Breach of Contract and the Statute of Frauds

Next, the court evaluated BEC's motion to dismiss Frick's breach of contract claim, which was based on the assertion that the claim was barred by the statute of frauds. BEC contended that the purchase orders submitted by Frick's did not meet the requirements of the statute of frauds because they were not signed by BEC. The court rejected this argument, noting that Frick's had presented a memorandum that included a typewritten signature from a BEC representative, which met the signature requirement under Missouri law. Furthermore, the court highlighted that Missouri law allows for contracts to be established through multiple writings that collectively satisfy the statute of frauds. The court also pointed out that Frick's had alleged full performance by making a substantial payment to BEC, which constituted an equitable exception to the statute of frauds.
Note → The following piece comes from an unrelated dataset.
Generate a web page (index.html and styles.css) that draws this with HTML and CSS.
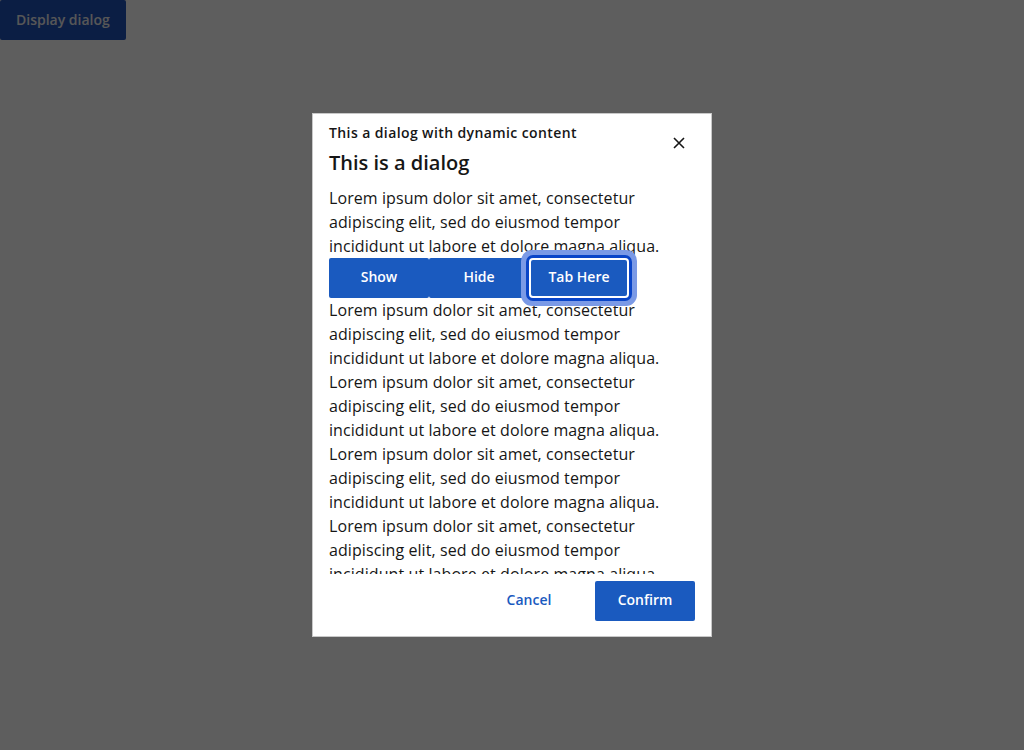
FILE: index.html
```html
<!DOCTYPE html>
<html lang="en">
<head>
<meta charset="utf-8">
<title>Dialog</title>
<link rel="stylesheet" href="styles.css">
</head>
<body>
<button class="btn trigger">Display dialog</button>
<div class="overlay">
  <div class="dialog" role="dialog">
    <div class="header">
      <div class="subtitle">This a dialog with dynamic content</div>
      <div class="title">This is a dialog</div>
      <button class="close" aria-label="Close">
        <svg width="12" height="12" viewBox="0 0 12 12"><path d="M1 1L11 11M11 1L1 11" stroke="#161616" stroke-width="1.6" fill="none"/></svg>
      </button>
    </div>
    <div class="content">
      <p class="para">Lorem ipsum dolor sit amet, consectetur adipiscing elit, sed do eiusmod tempor incididunt ut labore et dolore magna aliqua.</p>
      <div class="group">
        <button class="btn gbtn">Show</button>
        <button class="btn gbtn">Hide</button>
        <button class="btn gbtn focused">Tab Here</button>
      </div>
      <p class="para">Lorem ipsum dolor sit amet, consectetur adipiscing elit, sed do eiusmod tempor incididunt ut labore et dolore magna aliqua.</p>
      <p class="para">Lorem ipsum dolor sit amet, consectetur adipiscing elit, sed do eiusmod tempor incididunt ut labore et dolore magna aliqua.</p>
      <p class="para">Lorem ipsum dolor sit amet, consectetur adipiscing elit, sed do eiusmod tempor incididunt ut labore et dolore magna aliqua.</p>
      <p class="para">Lorem ipsum dolor sit amet, consectetur adipiscing elit, sed do eiusmod tempor incididunt ut labore et dolore magna aliqua.</p>
    </div>
    <div class="footer">
      <button class="btn ghost">Cancel</button>
      <button class="btn primary">Confirm</button>
    </div>
  </div>
</div>
</body>
</html>
```
FILE: styles.css
```css
html, body {
  margin: 0;
  padding: 0;
  background: #ffffff;
  font-family: "Open Sans", "Noto Sans", sans-serif;
  color: #161616;
}

.btn {
  font-family: "Open Sans", "Noto Sans", sans-serif;
  font-size: 14px;
  font-weight: 600;
  line-height: 20px;
  border: none;
  border-radius: 2px;
  cursor: pointer;
  margin: 0;
  padding: 0 0 3px;
}

.trigger {
  display: block;
  height: 40px;
  padding: 0 16px;
  background: #2051b8;
  color: #ececec;
}

.overlay {
  position: fixed;
  inset: 0;
  background: rgba(0, 0, 0, 0.63);
  display: flex;
  align-items: center;
  justify-content: center;
}

.dialog {
  box-sizing: border-box;
  width: 400px;
  height: 524px;
  background: #ffffff;
  border: 1px solid #c8c8c8;
  display: flex;
  flex-direction: column;
}

.header {
  position: relative;
  padding: 9px 16px 0;
}

.subtitle {
  font-size: 14px;
  line-height: 20px;
  font-weight: 600;
  letter-spacing: 0.4px;
}

.title {
  margin-top: 6px;
  font-size: 20px;
  line-height: 28px;
  font-weight: 600;
}

.close {
  position: absolute;
  top: 17px;
  right: 20px;
  width: 24px;
  height: 24px;
  padding: 0;
  border: none;
  background: transparent;
  display: flex;
  align-items: center;
  justify-content: center;
}

.content {
  flex: 1;
  min-height: 0;
  overflow: hidden;
  padding: 9px 16px 0;
}

.para {
  margin: 0;
  max-width: 348px;
  font-size: 16px;
  line-height: 24px;
  letter-spacing: 0.08px;
}

.group {
  display: flex;
}

.gbtn {
  width: 100px;
  height: 40px;
  background: #1a5abf;
  color: #ffffff;
}

.focused {
  position: relative;
  box-shadow: inset 0 0 0 2px #ffffff, 0 0 0 3px #0a45c8, 0 0 0 8px #7b9ae6;
  border-radius: 4px;
}

.footer {
  display: flex;
  justify-content: flex-end;
  gap: 16px;
  padding: 7px 16px 15px;
}

.ghost {
  width: 100px;
  height: 40px;
  background: transparent;
  color: #1a5abf;
}

.primary {
  width: 100px;
  height: 40px;
  background: #1a5abf;
  color: #ffffff;
}
```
As a result, the court found that Frick's had sufficiently stated a breach of contract claim, and thus denied BEC's motion to dismiss.

Interdependence of Claims

The court also addressed the defendants' argument for dismissing Frick's other claims—unjust enrichment, piercing the corporate veil, civil conspiracy, and constructive trust—on the grounds that they were dependent on the fraud claim. Since the court determined that Frick's fraud allegations met the specificity requirements, it concluded that the other claims could not be dismissed solely based on their reliance on the fraud claim. The court recognized that these claims were intertwined with the fraud allegations and, as such, they remained viable as long as the underlying fraud claim survived. This reasoning reinforced the court's decision to deny the motions to dismiss for all counts asserted against the defendants.

Conclusion of the Court

Ultimately, the court denied all motions to dismiss filed by the defendants, concluding that Frick's had adequately pleaded its claims for fraud and breach of contract. The court established that the allegations in the complaint were sufficient to meet the necessary legal standards, both in terms of specificity and factual support. By affirming the viability of Frick's claims, the court allowed the case to proceed, emphasizing the importance of allowing plaintiffs the opportunity to present their cases in full when the allegations, if proven, could potentially lead to relief. This decision underscored the court's commitment to upholding the principles of notice pleading while recognizing the heightened specificity required in fraud claims.